__Collected data__.

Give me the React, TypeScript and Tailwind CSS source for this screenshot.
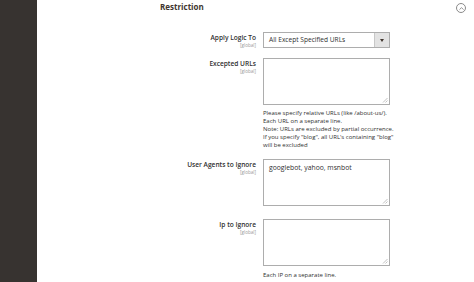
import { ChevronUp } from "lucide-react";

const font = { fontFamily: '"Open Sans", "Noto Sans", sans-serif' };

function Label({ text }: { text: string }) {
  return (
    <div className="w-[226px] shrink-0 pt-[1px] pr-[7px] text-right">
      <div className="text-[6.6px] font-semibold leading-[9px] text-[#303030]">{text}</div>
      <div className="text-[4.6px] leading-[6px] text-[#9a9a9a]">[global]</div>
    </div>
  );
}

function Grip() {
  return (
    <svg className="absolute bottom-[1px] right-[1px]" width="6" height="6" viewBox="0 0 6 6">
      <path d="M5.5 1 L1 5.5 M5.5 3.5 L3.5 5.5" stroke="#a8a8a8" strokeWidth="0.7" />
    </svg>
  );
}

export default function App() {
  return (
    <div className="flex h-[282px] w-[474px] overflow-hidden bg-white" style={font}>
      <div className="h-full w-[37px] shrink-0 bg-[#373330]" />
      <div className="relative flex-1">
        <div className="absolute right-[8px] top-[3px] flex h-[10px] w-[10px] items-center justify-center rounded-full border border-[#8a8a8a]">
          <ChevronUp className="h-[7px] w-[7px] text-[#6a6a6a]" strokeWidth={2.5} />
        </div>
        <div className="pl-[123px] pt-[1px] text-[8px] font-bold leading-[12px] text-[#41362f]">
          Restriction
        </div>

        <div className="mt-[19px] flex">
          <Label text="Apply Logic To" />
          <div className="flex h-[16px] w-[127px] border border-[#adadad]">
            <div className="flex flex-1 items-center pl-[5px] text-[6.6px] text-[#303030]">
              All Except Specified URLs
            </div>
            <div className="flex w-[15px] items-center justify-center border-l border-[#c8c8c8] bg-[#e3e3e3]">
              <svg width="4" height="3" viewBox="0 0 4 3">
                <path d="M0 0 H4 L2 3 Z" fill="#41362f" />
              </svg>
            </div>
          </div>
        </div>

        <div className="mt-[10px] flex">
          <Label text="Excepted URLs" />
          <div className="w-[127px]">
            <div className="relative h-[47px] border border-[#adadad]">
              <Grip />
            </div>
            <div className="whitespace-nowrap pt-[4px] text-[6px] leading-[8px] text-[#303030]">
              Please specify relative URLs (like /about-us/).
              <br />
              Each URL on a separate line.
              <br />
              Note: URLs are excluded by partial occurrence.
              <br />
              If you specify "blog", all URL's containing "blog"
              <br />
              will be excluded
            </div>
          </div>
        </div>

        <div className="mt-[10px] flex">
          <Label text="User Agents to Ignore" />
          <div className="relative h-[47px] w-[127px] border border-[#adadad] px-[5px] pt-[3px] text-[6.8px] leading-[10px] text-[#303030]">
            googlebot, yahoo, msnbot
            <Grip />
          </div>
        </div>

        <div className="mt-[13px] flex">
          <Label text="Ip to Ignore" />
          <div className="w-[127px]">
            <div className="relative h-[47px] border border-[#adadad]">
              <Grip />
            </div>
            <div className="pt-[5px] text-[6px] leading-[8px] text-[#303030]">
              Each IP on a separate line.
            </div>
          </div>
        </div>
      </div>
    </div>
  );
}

__Task brief__. Omit the pictures, then output the rest of the listing exactly.

__Full response__.
Give me the React, TypeScript and Tailwind CSS source for this screenshot.
import { ChevronUp } from "lucide-react";

const font = { fontFamily: '"Open Sans", "Noto Sans", sans-serif' };

function Label({ text }: { text: string }) {
  return (
    <div className="w-[226px] shrink-0 pt-[1px] pr-[7px] text-right">
      <div className="text-[6.6px] font-semibold leading-[9px] text-[#303030]">{text}</div>
      <div className="text-[4.6px] leading-[6px] text-[#9a9a9a]">[global]</div>
    </div>
  );
}

function Grip() {
  return (
    <svg className="absolute bottom-[1px] right-[1px]" width="6" height="6" viewBox="0 0 6 6">
      <path d="M5.5 1 L1 5.5 M5.5 3.5 L3.5 5.5" stroke="#a8a8a8" strokeWidth="0.7" />
    </svg>
  );
}

export default function App() {
  return (
    <div className="flex h-[282px] w-[474px] overflow-hidden bg-white" style={font}>
      <div className="h-full w-[37px] shrink-0 bg-[#373330]" />
      <div className="relative flex-1">
        <div className="absolute right-[8px] top-[3px] flex h-[10px] w-[10px] items-center justify-center rounded-full border border-[#8a8a8a]">
          <ChevronUp className="h-[7px] w-[7px] text-[#6a6a6a]" strokeWidth={2.5} />
        </div>
        <div className="pl-[123px] pt-[1px] text-[8px] font-bold leading-[12px] text-[#41362f]">
          Restriction
        </div>

        <div className="mt-[19px] flex">
          <Label text="Apply Logic To" />
          <div className="flex h-[16px] w-[127px] border border-[#adadad]">
            <div className="flex flex-1 items-center pl-[5px] text-[6.6px] text-[#303030]">
              All Except Specified URLs
            </div>
            <div className="flex w-[15px] items-center justify-center border-l border-[#c8c8c8] bg-[#e3e3e3]">
              <svg width="4" height="3" viewBox="0 0 4 3">
                <path d="M0 0 H4 L2 3 Z" fill="#41362f" />
              </svg>
            </div>
          </div>
        </div>

        <div className="mt-[10px] flex">
          <Label text="Excepted URLs" />
          <div className="w-[127px]">
            <div className="relative h-[47px] border border-[#adadad]">
              <Grip />
            </div>
            <div className="whitespace-nowrap pt-[4px] text-[6px] leading-[8px] text-[#303030]">
              Please specify relative URLs (like /about-us/).
              <br />
              Each URL on a separate line.
              <br />
              Note: URLs are excluded by partial occurrence.
              <br />
              If you specify "blog", all URL's containing "blog"
              <br />
              will be excluded
            </div>
          </div>
        </div>

        <div className="mt-[10px] flex">
          <Label text="User Agents to Ignore" />
          <div className="relative h-[47px] w-[127px] border border-[#adadad] px-[5px] pt-[3px] text-[6.8px] leading-[10px] text-[#303030]">
            googlebot, yahoo, msnbot
            <Grip />
          </div>
        </div>

        <div className="mt-[13px] flex">
          <Label text="Ip to Ignore" />
          <div className="w-[127px]">
            <div className="relative h-[47px] border border-[#adadad]">
              <Grip />
            </div>
            <div className="pt-[5px] text-[6px] leading-[8px] text-[#303030]">
              Each IP on a separate line.
            </div>
          </div>
        </div>
      </div>
    </div>
  );
}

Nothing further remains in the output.